■ WORK INSTRUCTIONS
Filter the data for lines with the word "React", then copy every line so identified.
── EXTRACTED DATA
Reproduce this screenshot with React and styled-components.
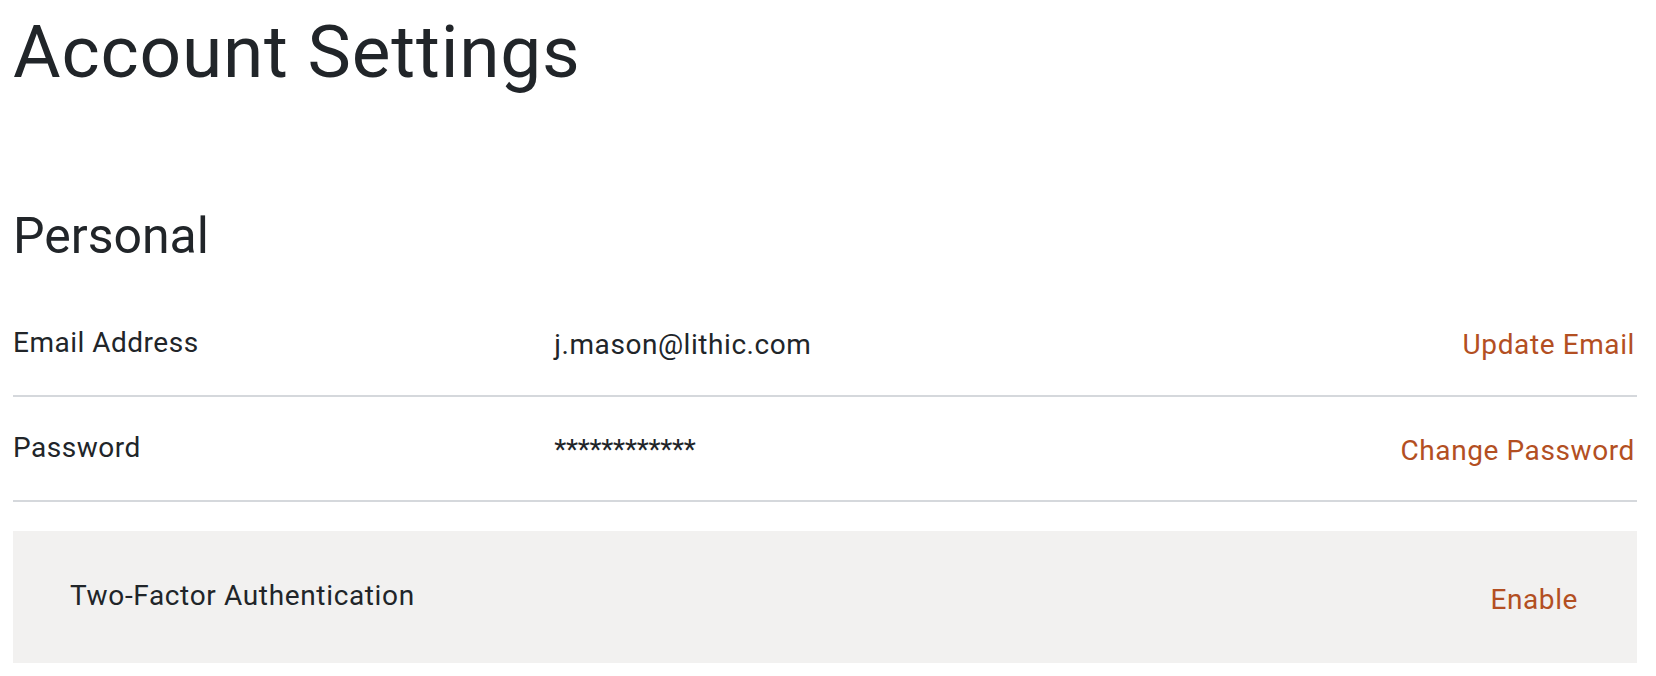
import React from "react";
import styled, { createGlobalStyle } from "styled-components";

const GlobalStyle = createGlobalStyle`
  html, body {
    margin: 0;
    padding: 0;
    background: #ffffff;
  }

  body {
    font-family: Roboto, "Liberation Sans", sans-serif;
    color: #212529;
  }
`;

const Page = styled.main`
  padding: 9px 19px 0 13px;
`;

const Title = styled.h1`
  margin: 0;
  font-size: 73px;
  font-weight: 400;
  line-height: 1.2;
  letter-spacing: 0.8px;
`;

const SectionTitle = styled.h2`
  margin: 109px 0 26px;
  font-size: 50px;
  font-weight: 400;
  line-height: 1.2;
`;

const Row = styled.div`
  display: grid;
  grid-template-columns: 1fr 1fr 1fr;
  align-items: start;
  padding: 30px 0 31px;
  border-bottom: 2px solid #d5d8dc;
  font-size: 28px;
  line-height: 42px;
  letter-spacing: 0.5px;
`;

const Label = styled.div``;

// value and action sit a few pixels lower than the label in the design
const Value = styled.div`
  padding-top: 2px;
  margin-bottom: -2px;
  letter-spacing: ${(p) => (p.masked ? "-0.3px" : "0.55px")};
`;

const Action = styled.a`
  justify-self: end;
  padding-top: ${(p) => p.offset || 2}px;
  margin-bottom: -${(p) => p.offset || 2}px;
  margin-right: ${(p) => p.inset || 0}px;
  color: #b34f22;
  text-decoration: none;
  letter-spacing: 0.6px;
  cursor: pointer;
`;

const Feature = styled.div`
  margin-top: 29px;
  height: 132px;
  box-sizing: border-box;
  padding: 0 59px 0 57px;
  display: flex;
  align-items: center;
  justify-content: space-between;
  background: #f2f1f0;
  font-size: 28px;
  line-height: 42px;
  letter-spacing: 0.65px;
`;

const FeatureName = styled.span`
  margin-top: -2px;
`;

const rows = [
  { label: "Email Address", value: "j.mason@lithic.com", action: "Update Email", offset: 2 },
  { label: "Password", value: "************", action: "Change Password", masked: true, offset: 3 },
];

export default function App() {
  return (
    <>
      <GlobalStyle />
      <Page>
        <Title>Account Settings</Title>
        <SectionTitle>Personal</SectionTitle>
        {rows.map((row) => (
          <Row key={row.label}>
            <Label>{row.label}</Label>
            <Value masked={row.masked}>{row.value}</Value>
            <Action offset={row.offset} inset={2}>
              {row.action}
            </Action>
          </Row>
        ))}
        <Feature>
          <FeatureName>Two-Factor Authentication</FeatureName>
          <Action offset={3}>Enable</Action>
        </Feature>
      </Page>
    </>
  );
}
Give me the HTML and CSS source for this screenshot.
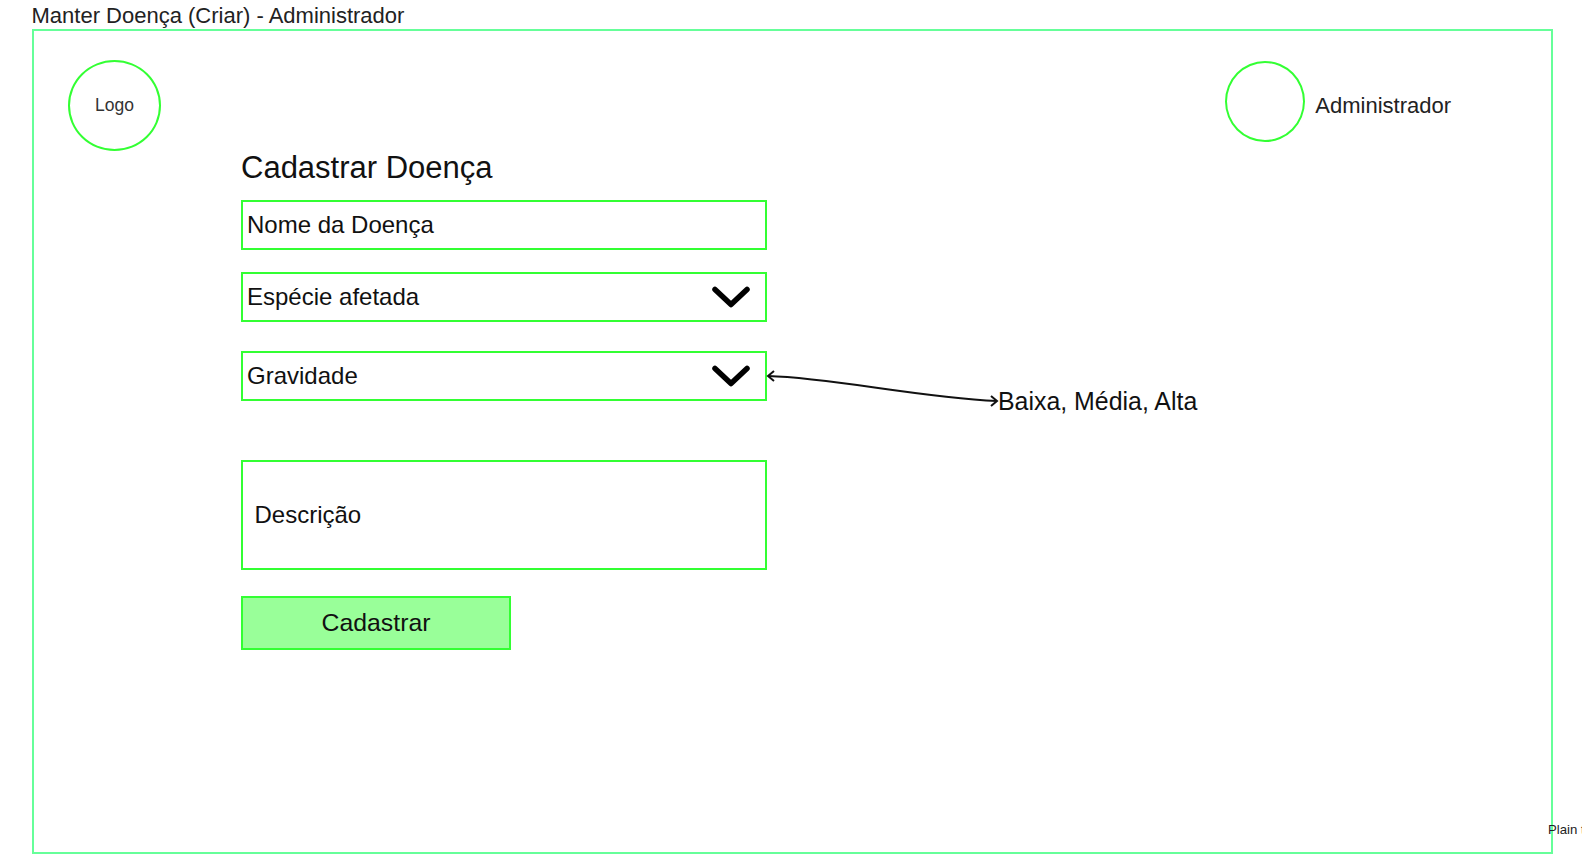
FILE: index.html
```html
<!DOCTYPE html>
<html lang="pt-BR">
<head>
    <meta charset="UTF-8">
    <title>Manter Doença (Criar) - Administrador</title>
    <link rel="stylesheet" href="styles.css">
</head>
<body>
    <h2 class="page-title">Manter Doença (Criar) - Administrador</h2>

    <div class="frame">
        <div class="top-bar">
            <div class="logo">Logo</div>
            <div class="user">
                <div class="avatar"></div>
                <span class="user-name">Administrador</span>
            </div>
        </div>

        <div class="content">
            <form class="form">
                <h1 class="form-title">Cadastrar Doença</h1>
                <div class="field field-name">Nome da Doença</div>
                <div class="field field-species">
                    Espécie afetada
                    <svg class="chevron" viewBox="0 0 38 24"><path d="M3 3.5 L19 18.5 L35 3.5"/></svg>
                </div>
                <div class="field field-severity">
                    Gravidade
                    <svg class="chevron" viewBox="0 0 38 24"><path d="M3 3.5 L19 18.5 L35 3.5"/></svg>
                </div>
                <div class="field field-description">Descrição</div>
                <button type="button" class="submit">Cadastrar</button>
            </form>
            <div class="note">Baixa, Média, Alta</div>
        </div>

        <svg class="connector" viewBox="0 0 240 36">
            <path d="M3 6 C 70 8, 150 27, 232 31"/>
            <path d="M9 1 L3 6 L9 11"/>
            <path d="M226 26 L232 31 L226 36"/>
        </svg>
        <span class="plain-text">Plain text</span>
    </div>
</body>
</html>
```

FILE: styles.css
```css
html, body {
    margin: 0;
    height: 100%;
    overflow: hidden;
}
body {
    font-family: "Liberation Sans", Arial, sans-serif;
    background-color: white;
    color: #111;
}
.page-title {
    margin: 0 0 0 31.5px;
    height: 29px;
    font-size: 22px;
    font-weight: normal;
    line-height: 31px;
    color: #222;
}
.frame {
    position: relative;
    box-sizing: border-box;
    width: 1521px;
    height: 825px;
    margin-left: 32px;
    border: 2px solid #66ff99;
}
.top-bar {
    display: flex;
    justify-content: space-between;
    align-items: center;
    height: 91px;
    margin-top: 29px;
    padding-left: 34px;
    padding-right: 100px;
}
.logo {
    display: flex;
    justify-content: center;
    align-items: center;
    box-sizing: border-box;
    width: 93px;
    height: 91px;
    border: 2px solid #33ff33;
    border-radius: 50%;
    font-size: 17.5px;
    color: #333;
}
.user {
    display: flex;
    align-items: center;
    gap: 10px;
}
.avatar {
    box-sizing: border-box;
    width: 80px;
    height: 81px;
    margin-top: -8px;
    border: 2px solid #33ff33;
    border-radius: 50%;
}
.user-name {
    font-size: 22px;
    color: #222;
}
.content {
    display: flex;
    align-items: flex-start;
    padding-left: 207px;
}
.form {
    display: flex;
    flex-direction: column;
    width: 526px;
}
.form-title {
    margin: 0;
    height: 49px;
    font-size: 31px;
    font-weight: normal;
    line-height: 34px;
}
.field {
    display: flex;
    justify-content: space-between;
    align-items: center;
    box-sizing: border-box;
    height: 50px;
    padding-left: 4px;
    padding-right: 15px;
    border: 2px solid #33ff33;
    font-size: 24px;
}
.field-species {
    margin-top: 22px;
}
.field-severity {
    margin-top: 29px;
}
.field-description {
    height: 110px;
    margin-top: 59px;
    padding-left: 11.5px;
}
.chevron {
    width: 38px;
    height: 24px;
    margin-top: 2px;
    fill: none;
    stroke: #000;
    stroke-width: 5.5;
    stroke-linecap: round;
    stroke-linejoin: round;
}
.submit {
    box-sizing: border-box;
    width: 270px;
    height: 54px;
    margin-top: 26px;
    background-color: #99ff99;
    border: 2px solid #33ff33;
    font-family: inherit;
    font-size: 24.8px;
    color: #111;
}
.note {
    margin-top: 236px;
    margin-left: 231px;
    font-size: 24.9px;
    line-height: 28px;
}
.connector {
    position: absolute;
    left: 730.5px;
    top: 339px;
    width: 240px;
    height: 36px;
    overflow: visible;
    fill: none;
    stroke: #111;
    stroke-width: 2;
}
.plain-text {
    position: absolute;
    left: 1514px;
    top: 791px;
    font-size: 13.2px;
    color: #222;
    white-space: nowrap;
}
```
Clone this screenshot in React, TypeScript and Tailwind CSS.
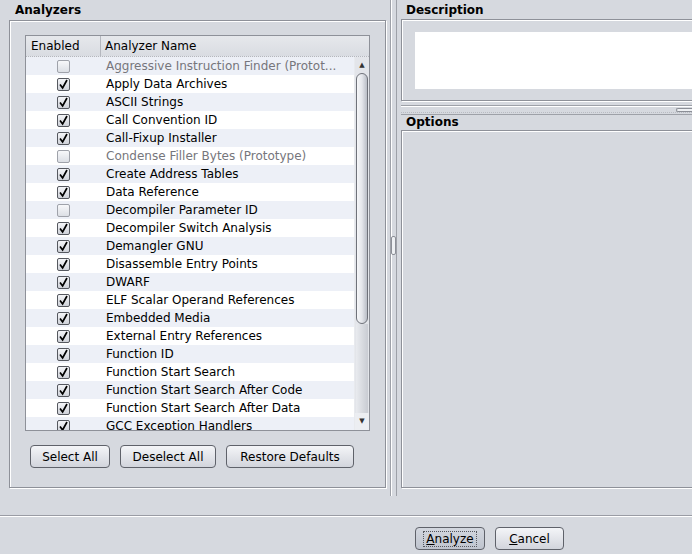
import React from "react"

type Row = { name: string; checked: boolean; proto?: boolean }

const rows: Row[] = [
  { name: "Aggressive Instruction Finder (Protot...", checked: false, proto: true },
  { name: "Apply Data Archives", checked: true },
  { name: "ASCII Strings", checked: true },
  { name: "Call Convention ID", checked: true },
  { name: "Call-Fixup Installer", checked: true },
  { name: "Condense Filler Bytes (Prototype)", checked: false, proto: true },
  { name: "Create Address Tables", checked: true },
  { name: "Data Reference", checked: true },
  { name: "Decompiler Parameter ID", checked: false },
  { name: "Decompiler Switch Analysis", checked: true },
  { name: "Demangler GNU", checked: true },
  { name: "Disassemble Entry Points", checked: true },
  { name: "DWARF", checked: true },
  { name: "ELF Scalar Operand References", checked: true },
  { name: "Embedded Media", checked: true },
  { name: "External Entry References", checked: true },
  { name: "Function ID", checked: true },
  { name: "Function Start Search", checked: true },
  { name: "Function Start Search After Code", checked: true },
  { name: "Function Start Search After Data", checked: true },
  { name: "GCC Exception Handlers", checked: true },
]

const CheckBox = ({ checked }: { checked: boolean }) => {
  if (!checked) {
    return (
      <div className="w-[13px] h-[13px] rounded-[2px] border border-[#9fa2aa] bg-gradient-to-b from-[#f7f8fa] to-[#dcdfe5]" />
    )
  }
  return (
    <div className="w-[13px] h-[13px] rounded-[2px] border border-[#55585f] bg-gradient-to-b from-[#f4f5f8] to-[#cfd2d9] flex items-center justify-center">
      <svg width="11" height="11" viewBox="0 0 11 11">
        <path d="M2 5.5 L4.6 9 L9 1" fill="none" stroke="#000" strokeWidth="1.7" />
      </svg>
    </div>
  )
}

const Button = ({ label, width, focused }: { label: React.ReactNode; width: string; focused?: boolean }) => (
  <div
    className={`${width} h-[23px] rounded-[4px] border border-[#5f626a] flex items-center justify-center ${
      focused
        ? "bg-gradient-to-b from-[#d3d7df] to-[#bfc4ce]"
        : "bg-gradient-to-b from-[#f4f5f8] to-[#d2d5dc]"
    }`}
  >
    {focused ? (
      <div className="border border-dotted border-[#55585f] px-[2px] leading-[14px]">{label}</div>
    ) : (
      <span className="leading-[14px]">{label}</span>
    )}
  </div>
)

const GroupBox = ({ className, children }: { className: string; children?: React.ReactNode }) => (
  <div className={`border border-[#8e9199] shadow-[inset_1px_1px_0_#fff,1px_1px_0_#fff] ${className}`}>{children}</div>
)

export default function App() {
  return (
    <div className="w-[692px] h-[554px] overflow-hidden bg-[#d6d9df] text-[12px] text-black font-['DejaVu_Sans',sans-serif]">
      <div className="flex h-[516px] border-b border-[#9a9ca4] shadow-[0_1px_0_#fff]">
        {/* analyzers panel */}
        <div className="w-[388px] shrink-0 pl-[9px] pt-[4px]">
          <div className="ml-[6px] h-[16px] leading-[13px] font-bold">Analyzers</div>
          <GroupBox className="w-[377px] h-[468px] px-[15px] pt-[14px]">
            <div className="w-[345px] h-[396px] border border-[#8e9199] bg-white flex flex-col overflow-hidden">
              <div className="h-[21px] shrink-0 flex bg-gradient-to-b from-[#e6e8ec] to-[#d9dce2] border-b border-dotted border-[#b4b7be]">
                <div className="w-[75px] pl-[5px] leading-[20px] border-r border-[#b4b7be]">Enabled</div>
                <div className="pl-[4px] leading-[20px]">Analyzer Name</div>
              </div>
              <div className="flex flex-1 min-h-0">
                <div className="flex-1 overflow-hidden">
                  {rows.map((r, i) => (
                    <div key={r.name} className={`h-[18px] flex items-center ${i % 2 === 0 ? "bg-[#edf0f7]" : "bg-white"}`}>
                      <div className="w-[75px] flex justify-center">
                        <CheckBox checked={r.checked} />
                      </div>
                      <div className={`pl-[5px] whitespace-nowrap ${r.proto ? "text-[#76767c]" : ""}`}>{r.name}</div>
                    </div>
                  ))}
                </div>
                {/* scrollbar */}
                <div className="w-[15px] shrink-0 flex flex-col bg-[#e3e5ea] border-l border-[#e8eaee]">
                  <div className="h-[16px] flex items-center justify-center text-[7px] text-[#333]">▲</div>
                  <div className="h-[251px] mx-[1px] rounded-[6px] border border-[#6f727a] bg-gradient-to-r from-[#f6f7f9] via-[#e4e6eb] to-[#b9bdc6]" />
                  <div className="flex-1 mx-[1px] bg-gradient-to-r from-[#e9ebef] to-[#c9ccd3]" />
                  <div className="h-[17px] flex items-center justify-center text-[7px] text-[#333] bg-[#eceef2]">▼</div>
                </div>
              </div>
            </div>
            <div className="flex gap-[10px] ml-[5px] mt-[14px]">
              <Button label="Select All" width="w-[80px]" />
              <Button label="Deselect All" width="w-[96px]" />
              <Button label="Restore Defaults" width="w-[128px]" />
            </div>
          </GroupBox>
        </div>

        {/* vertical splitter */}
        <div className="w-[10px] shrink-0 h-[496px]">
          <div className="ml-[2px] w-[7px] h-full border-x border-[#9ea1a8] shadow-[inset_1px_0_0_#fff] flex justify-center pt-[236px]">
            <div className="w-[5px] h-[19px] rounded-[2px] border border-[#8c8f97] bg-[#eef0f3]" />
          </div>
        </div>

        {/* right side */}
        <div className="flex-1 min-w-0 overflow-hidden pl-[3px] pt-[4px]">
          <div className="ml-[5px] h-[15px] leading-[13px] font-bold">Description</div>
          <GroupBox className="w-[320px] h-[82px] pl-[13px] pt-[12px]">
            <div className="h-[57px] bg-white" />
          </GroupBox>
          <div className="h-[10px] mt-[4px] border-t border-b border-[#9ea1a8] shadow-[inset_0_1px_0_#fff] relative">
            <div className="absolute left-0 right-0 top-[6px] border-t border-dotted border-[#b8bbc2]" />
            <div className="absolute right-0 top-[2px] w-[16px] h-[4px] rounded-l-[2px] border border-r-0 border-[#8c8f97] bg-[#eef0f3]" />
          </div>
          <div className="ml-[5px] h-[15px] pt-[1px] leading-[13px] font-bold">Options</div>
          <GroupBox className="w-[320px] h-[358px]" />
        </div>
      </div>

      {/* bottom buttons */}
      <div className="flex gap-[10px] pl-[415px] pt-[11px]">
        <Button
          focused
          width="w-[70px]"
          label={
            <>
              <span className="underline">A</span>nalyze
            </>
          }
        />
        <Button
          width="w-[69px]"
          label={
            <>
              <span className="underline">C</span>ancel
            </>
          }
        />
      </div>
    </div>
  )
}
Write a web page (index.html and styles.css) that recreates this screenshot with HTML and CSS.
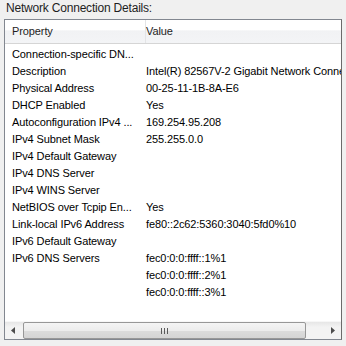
────
■ RESPONSE FOR THIS EXERCISE
Reproduce this screenshot with React and styled-components.
import React from "react";
Clone this screenshot in React, TypeScript and Tailwind CSS.
import React from "react"
const Button = ({ label, width, focused }: { label: React.ReactNode; width: string; focused?: boolean }) => (
const GroupBox = ({ className, children }: { className: string; children?: React.ReactNode }) => (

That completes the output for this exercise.